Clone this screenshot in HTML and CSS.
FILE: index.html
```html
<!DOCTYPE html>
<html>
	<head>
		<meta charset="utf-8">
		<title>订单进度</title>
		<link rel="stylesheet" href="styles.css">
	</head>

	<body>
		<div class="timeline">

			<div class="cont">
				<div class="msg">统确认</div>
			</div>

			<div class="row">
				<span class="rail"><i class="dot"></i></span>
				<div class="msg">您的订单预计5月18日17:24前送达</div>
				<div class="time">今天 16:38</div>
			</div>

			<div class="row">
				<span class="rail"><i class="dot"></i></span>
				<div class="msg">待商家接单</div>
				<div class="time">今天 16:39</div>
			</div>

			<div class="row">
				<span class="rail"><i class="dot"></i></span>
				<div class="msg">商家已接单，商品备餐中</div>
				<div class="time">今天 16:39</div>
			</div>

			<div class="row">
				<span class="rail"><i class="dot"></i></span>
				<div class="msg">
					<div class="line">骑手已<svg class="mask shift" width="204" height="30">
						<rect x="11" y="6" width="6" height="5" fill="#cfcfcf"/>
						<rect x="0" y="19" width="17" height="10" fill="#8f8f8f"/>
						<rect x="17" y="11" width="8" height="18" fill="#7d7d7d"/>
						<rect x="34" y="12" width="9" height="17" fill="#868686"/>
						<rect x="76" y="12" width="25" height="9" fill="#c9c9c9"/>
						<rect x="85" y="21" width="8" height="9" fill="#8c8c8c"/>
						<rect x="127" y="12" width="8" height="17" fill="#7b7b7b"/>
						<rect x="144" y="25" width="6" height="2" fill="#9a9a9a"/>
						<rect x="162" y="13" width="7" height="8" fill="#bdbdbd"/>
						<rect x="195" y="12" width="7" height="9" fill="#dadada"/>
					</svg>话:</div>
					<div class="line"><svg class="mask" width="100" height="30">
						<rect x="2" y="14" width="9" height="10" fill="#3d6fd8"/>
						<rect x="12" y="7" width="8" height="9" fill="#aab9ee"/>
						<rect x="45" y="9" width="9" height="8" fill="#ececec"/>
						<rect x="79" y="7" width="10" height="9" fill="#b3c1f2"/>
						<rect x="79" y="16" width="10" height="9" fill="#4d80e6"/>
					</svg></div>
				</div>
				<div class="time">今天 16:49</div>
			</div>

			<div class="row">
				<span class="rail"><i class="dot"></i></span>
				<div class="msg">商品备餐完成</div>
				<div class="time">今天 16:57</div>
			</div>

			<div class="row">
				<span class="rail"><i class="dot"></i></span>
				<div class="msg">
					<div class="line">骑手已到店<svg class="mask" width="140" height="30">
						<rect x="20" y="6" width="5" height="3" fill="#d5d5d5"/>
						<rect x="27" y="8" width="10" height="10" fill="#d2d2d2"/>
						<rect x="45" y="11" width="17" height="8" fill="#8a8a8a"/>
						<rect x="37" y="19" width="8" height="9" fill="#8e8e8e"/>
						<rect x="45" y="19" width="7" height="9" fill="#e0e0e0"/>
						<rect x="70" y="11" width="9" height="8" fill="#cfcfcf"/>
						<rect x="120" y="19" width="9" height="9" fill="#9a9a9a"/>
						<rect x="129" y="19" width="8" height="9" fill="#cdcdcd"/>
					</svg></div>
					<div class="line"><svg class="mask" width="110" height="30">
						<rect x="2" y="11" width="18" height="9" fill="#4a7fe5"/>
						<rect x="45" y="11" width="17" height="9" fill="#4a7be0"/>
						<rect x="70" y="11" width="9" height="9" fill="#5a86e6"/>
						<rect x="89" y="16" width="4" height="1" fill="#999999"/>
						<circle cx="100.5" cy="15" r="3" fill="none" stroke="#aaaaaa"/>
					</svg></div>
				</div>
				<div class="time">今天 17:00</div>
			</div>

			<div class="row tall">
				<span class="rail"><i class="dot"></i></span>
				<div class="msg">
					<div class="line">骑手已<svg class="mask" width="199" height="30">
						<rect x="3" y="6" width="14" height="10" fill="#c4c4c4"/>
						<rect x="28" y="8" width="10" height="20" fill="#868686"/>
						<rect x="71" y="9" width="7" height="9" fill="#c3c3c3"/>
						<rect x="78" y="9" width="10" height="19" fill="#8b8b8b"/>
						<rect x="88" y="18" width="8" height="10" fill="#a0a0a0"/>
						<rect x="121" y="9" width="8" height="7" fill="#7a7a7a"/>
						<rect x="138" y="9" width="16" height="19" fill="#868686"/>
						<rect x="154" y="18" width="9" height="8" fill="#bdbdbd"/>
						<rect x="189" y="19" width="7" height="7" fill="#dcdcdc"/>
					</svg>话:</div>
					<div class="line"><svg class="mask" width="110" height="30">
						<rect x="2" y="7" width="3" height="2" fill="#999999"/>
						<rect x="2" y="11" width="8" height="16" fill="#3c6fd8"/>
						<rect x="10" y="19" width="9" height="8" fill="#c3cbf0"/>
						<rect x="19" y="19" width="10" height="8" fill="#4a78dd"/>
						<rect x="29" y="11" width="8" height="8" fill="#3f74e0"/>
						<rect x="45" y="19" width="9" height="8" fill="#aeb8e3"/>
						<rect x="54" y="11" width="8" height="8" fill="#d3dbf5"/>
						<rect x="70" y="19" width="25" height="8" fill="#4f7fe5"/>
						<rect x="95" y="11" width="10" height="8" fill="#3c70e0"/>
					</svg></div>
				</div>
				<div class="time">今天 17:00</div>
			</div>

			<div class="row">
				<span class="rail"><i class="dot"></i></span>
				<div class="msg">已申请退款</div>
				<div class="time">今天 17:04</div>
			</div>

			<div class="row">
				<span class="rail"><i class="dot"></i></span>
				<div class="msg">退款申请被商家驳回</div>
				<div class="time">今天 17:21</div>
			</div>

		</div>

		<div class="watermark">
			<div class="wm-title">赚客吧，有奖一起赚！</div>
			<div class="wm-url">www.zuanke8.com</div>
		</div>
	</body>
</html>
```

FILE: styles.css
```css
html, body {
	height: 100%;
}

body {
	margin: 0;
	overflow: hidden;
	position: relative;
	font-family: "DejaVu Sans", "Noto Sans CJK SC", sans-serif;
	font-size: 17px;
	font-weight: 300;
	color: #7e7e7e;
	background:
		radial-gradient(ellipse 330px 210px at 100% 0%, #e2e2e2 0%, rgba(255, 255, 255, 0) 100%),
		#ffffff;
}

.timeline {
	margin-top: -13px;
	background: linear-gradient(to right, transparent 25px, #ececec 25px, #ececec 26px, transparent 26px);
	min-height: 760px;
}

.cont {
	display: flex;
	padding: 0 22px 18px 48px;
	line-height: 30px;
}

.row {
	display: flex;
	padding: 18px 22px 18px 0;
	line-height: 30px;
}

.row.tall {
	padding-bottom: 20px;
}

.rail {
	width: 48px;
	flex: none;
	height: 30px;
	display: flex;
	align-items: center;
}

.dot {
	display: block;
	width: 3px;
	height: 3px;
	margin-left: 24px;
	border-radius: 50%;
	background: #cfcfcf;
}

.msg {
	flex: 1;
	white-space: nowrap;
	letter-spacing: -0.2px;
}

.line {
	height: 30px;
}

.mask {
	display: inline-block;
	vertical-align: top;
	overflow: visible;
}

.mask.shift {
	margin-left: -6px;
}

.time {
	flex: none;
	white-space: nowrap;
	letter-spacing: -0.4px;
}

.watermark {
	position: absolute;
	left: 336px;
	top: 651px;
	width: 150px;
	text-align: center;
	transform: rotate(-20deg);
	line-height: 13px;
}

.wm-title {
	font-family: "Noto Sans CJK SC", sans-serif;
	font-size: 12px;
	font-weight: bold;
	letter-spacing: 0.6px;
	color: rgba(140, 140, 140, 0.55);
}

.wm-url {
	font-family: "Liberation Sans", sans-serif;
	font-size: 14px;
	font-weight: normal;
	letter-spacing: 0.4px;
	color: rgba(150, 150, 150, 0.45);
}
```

· · · · ·

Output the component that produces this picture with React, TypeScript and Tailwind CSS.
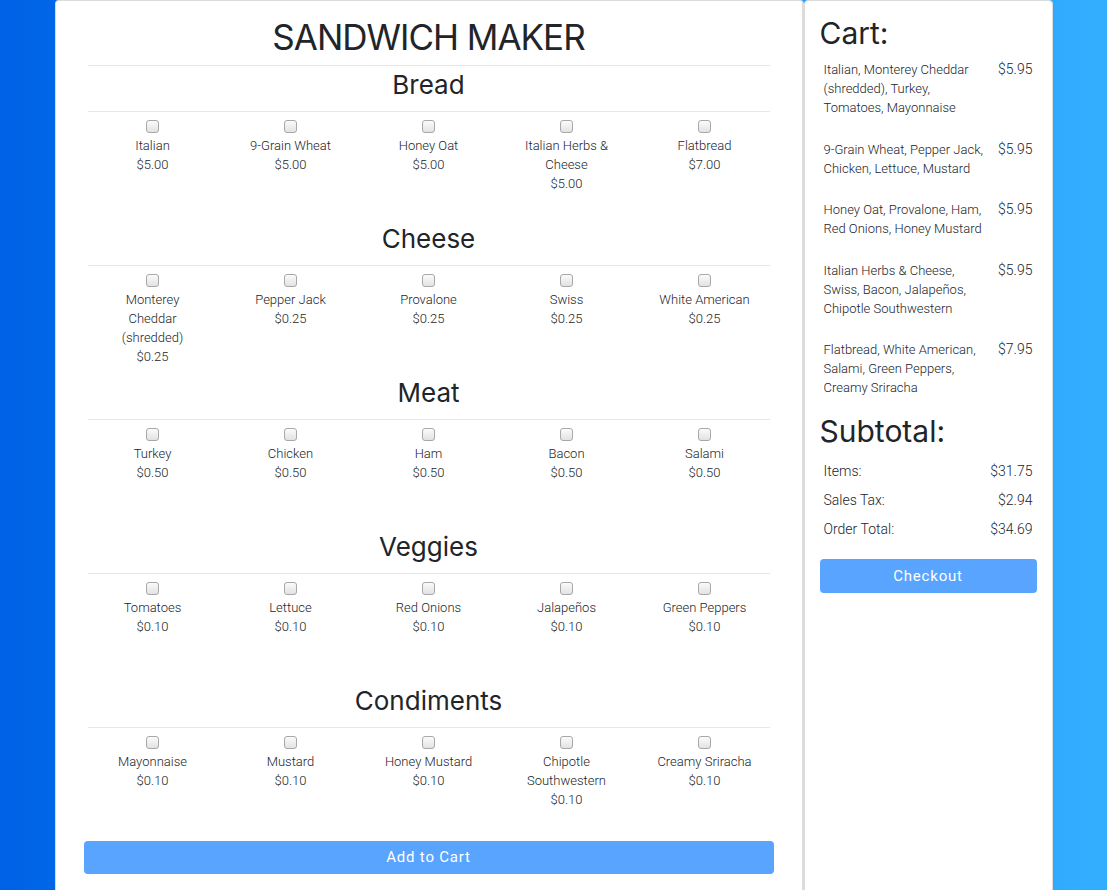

· · · · ·

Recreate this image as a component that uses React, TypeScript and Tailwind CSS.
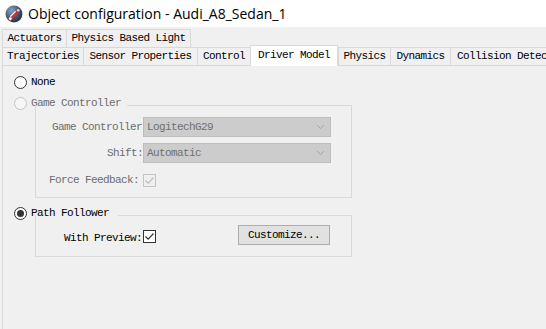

· · · · ·

Work required =>
Across all the entries, count the lines that contain the word "component" and give the number by itself.

The answer =>
2